Yet, the head of Baptist University’s biology department Xia Yiji assured him otherwise, Wong claimed.
Wong played an audio recording where a man he identified as Xia said “we will support … recommend your extension” when Wong asked about his contract renewal. Wong said the conversation took place on September 29.
When the Post contacted Xia, he echoed the university’s statement in his e-mail response on Thursday. He said “political factors” were not among the considerations in Wong’s contract renewal and declined to disclose further details on the process, citing the need to protect staff privacy.
Xia added: “Indeed, I had no idea till yesterday that Dr Wong was running [to be one of] Hong Kong’s deputies at the National People’s Congress.”
Wong was given HK$1.26 million by the city’s Research Grants Council in July 2016 for his work on repressing the synthesis of fat, which could lead to new medicines to treat diabetes and fatty liver conditions. It was one of 10 biological sciences projects supported by the council’s General Research Fund.
He described the project as a “milestone study that had lasted for more than a decade” and added that it would be left hanging if he was booted from the university next August, as the funding was meant to last till July 2019.
He had used close to half, or about HK$500,000 of the funding, and if he failed to secure a position and continue his research in one of the eight public universities in Hong Kong, the government would take back the remaining amount.
“Five students, including doctoral and postdoctoral researchers, working with me for this project would lose their jobs. I have to apologise to them, for my innocent belief in institutional autonomy free of political interference,” Wong said with a deep bow.
Among Baptist University’s 69 projects sponsored by the council in the year 2016/17, the funding for Wong’s research was ranked third in terms of the total amount.
The university requires research assistant professors to get a General Research Fund award for their employment contract to be renewed.
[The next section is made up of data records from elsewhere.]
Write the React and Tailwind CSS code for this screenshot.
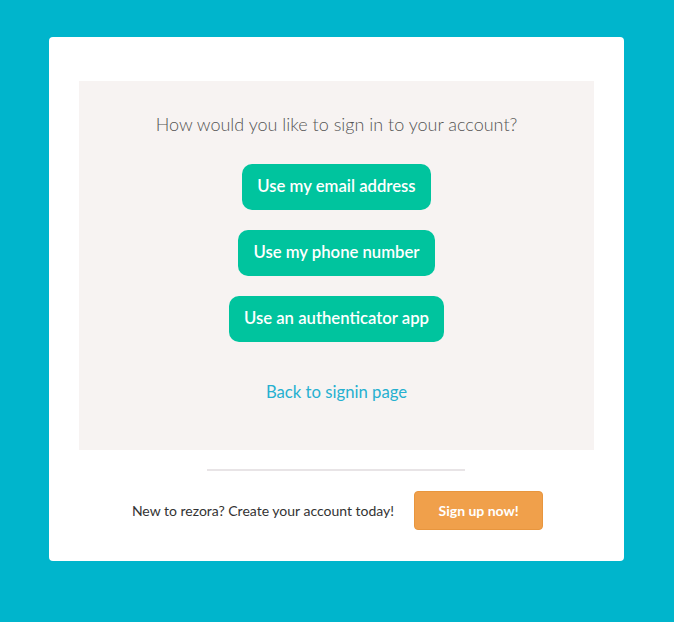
import React from "react";

export default function App() {
  const options = [
    "Use my email address",
    "Use my phone number",
    "Use an authenticator app",
  ];

  return (
    <div
      className="min-h-[622px] w-full bg-[#00b5cc] pt-[37px] pl-[49px]"
      style={{ fontFamily: "Lato, 'Open Sans', sans-serif" }}
    >
      {/* CARD */}
      <div className="w-[575px] h-[524px] bg-white rounded-[4px] px-[30px] pt-[44px]">
        {/* OPTIONS PANEL */}
        <div className="h-[369px] bg-[#f7f3f2] flex flex-col items-center pt-[31px]">
          <h2 className="text-[18px] font-light text-[#555] leading-[24px]">
            How would you like to sign in to your account?
          </h2>

          <div className="flex flex-col items-center gap-[20px] mt-[28px]">
            {options.map((o, i) => (
              <button
                key={i}
                className="h-[46px] px-[15px] rounded-[10px] bg-[#00c49e] text-white text-[16.7px] font-semibold"
              >
                {o}
              </button>
            ))}
          </div>

          <a className="mt-[39px] text-[16.7px] text-[#26b0d0] leading-[22px] cursor-pointer">
            Back to signin page
          </a>
        </div>

        {/* DIVIDER */}
        <div className="w-[258px] h-[2px] bg-[#e8e4e6] ml-[128px] mt-[19px]" />

        {/* SIGN UP */}
        <div className="flex items-center justify-center gap-[20px] mt-[20px] pl-[2px]">
          <p className="text-[14px] text-[#333]">
            New to rezora? Create your account today!
          </p>
          <button className="w-[129px] h-[39px] rounded-[4px] bg-[#f0a04b] border border-[#e8963e] text-white text-[14px] font-bold">
            Sign up now!
          </button>
        </div>
      </div>
    </div>
  );
}
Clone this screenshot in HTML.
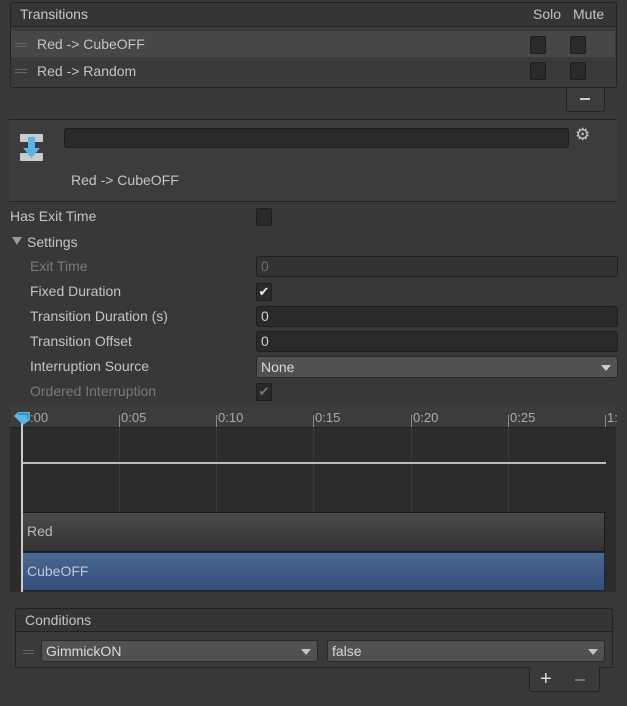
<!DOCTYPE html><html><head><style>
body{margin:0;width:627px;height:706px;background:#383838;font-family:"Liberation Sans",sans-serif;font-size:14px;color:#c4c4c4;position:relative;overflow:hidden}
.a{position:absolute}
.cb{position:absolute;width:16px;height:16px;background:#2a2a2a;border:1px solid #1e1e1e;border-radius:2px;box-sizing:border-box}
.fld{position:absolute;left:256px;width:362px;height:21px;background:#2a2a2a;border:1px solid #1f1f1f;border-radius:3px;box-sizing:border-box;padding-left:4px;line-height:19px;color:#d2d2d2}
.lbl{position:absolute;left:30px}
.tk{position:absolute;top:415px;width:1px;height:12px;background:#8a8a8a}
.gl{position:absolute;top:428px;width:1px;height:84px;background:#3a3a3a}
.tl{position:absolute;top:410px;font-size:13px;color:#aaa}
.dd{position:absolute;background:#515151;border:1px solid #2a2a2a;border-radius:3px;box-sizing:border-box;height:22px;line-height:20px;padding-left:4px;color:#dadada}
.ar{position:absolute;right:6px;top:8px;border-left:5px solid transparent;border-right:5px solid transparent;border-top:6px solid #c4c4c4}
</style></head><body>
<div class="a" style="left:10px;top:2px;width:607px;height:86px;border:1px solid #232323;border-radius:3px;box-sizing:border-box;background:#3a3a3a"></div>
<div class="a" style="left:10px;top:2px;width:607px;height:25px;background:#353535;border:1px solid #232323;box-sizing:border-box;border-radius:3px 3px 0 0"></div>
<div class="a" style="left:20px;top:6px;color:#c8c8c8">Transitions</div>
<div class="a" style="left:533px;top:6px">Solo</div><div class="a" style="left:573px;top:6px">Mute</div>
<div class="a" style="left:11px;top:31px;width:604px;height:26px;background:#474747"></div>
<div class="a" style="left:15px;top:43px;width:12px;height:1px;background:#666;box-shadow:0 3px 0 #666"></div>
<div class="a" style="left:15px;top:69px;width:12px;height:1px;background:#666;box-shadow:0 3px 0 #666"></div>
<div class="a" style="left:37px;top:36px">Red -&gt; CubeOFF</div>
<div class="a" style="left:37px;top:63px">Red -&gt; Random</div>
<div class="cb" style="left:530px;top:36px;height:18px;width:16px"></div><div class="cb" style="left:570px;top:36px;height:18px"></div>
<div class="cb" style="left:530px;top:62px;height:18px"></div><div class="cb" style="left:570px;top:62px;height:18px"></div>
<div class="a" style="left:566px;top:88px;width:39px;height:24px;background:#3c3c3c;border:1px solid #232323;border-top:none;border-radius:0 0 3px 3px;box-sizing:border-box"></div>
<div class="a" style="left:580px;top:98px;width:10px;height:2px;background:#ccc"></div>
<div class="a" style="left:9px;top:119px;width:608px;height:1px;background:#222"></div>
<div class="a" style="left:9px;top:120px;width:608px;height:81px;background:#3c3c3c"></div>
<div class="a" style="left:9px;top:201px;width:608px;height:1px;background:#222"></div>
<svg class="a" style="left:20px;top:134px" width="24" height="28" viewBox="0 0 24 28"><rect x="0" y="0" width="23" height="8" rx="1" fill="#ccc"/><rect x="0" y="19" width="23" height="8" rx="1" fill="#ccc"/><rect x="8" y="3" width="7" height="14" fill="#5ab4e6"/><path d="M3 14 L11.5 24 L20 14 Z" fill="#5ab4e6"/></svg>
<div class="a" style="left:64px;top:128px;width:505px;height:20px;background:#2a2a2a;border:1px solid #1c1c1c;border-radius:3px;box-sizing:border-box"></div>
<div class="a" style="left:575px;top:125px;font-size:17px;color:#c4c4c4">⚙</div>
<div class="a" style="left:71px;top:172px">Red -&gt; CubeOFF</div>
<div class="a" style="left:10px;top:208px">Has Exit Time</div>
<div class="cb" style="left:256px;top:208px;height:18px"></div>
<div class="a" style="left:12px;top:237px;border-left:5px solid transparent;border-right:5px solid transparent;border-top:8px solid #999"></div>
<div class="a" style="left:27px;top:234px">Settings</div>
<div class="lbl" style="top:258px;color:#7a7a7a">Exit Time</div>
<div class="fld" style="top:256px;background:#333;color:#6e6e6e">0</div>
<div class="lbl" style="top:283px">Fixed Duration</div>
<div class="cb" style="left:256px;top:283px;height:18px;color:#eee;font-size:13px;line-height:16px;text-align:center">✔</div>
<div class="lbl" style="top:308px">Transition Duration (s)</div><div class="fld" style="top:306px">0</div>
<div class="lbl" style="top:333px">Transition Offset</div><div class="fld" style="top:331px">0</div>
<div class="lbl" style="top:358px">Interruption Source</div>
<div class="dd" style="left:256px;top:356px;width:362px">None<div class="ar" style="border-top-color:#ccc"></div></div>
<div class="lbl" style="top:383px;color:#7a7a7a">Ordered Interruption</div>
<div class="cb" style="left:256px;top:383px;height:18px;color:#777;font-size:13px;line-height:16px;text-align:center">✔</div>
<div class="a" style="left:10px;top:405px;width:606px;height:187px;background:#2c2c2c"></div>
<div class="a" style="left:10px;top:405px;width:606px;height:23px;background:#3c3c3c"></div>
<div class="a" style="left:10px;top:427px;width:606px;height:1px;background:#222"></div>
<div class="gl" style="left:119px"></div><div class="gl" style="left:216px"></div><div class="gl" style="left:313px"></div><div class="gl" style="left:411px"></div><div class="gl" style="left:508px"></div>
<div class="tk" style="left:119px"></div><div class="tk" style="left:216px"></div><div class="tk" style="left:313px"></div><div class="tk" style="left:411px"></div><div class="tk" style="left:508px"></div><div class="tk" style="left:605px"></div>
<div class="tl" style="left:30px">:00</div><div class="tl" style="left:121px">0:05</div><div class="tl" style="left:218px">0:10</div><div class="tl" style="left:315px">0:15</div><div class="tl" style="left:413px">0:20</div><div class="tl" style="left:510px">0:25</div><div class="tl" style="left:607px">1:</div>
<div class="a" style="left:22px;top:462px;width:584px;height:2px;background:#bbb"></div>
<div class="a" style="left:22px;top:512px;width:583px;height:40px;background:linear-gradient(#4a4a4a,#333);border:1px solid #1a1a1a;box-sizing:border-box"></div>
<div class="a" style="left:27px;top:523px;color:#bbb">Red</div>
<div class="a" style="left:22px;top:552px;width:583px;height:39px;background:linear-gradient(#4a6892,#35507a);border:1px solid #1a2233;box-sizing:border-box"></div>
<div class="a" style="left:27px;top:563px;color:#c0c8d4">CubeOFF</div>
<div class="a" style="left:21px;top:418px;width:2px;height:174px;background:#ccc"></div>
<svg class="a" style="left:12px;top:410px" width="20" height="16"><path d="M2 6 L6 2 H18 V10 L11 15 L6 10 Z" fill="#5ab4e6"/><path d="M6 4H16V9" stroke="#2a6a9a" fill="none"/></svg>
<div class="a" style="left:15px;top:608px;width:598px;height:24px;background:#353535;border:1px solid #232323;border-radius:3px 3px 0 0;box-sizing:border-box"></div>
<div class="a" style="left:25px;top:612px">Conditions</div>
<div class="a" style="left:15px;top:632px;width:598px;height:36px;background:#3a3a3a;border:1px solid #232323;border-top:none;box-sizing:border-box"></div>
<div class="a" style="left:23px;top:650px;width:11px;height:1px;background:#666;box-shadow:0 3px 0 #666"></div>
<div class="dd" style="left:41px;top:640px;width:277px">GimmickON<div class="ar"></div></div>
<div class="dd" style="left:327px;top:640px;width:278px">false<div class="ar"></div></div>
<div class="a" style="left:529px;top:667px;width:71px;height:25px;background:#3a3a3a;border:1px solid #232323;border-top:none;border-radius:0 0 3px 3px;box-sizing:border-box"></div>
<div class="a" style="left:540px;top:668px;font-size:20px;color:#ddd">+</div>
<div class="a" style="left:575px;top:679px;width:10px;height:2px;background:#777"></div>
</body></html>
The spokesman of the university’s faculty and staff union, former journalism academic To Yiu-ming, said: “This is the first time we have handled a case where a teaching staff who was granted official research funding [might fail] to get his contract renewed.”
To said all General Research Fund recipients at the university had their contracts extended, except Wong.
Wong recounted that in early December, he learned from some reliable sources – “people who have access to the paperwork and disagree with the way things work” – that Xia wrote to a superior in the Science Faculty, which the biology department is part of, recommending that Wong’s contract not be renewed.
Wong claimed the sources told him that Xia cited reasons that were not related to his performance or merits as a researcher and teacher.
On December 21, Wong again heard from the sources that the faculty had endorsed Xia’s decision.
Wong said he had made a formal request to the science faculty to explain their decision and show him the relevant documents concerning his contract renewal.
Wong has been active in promoting academic integrity in the university sector and made the news some time back for his dismissal from Hong Kong University, after he accused a professor and two doctoral students of falsifying research results.
The university later retracted the termination but Wong resigned anyway, saying he wanted to show that he had not made the original complaint for personal gain.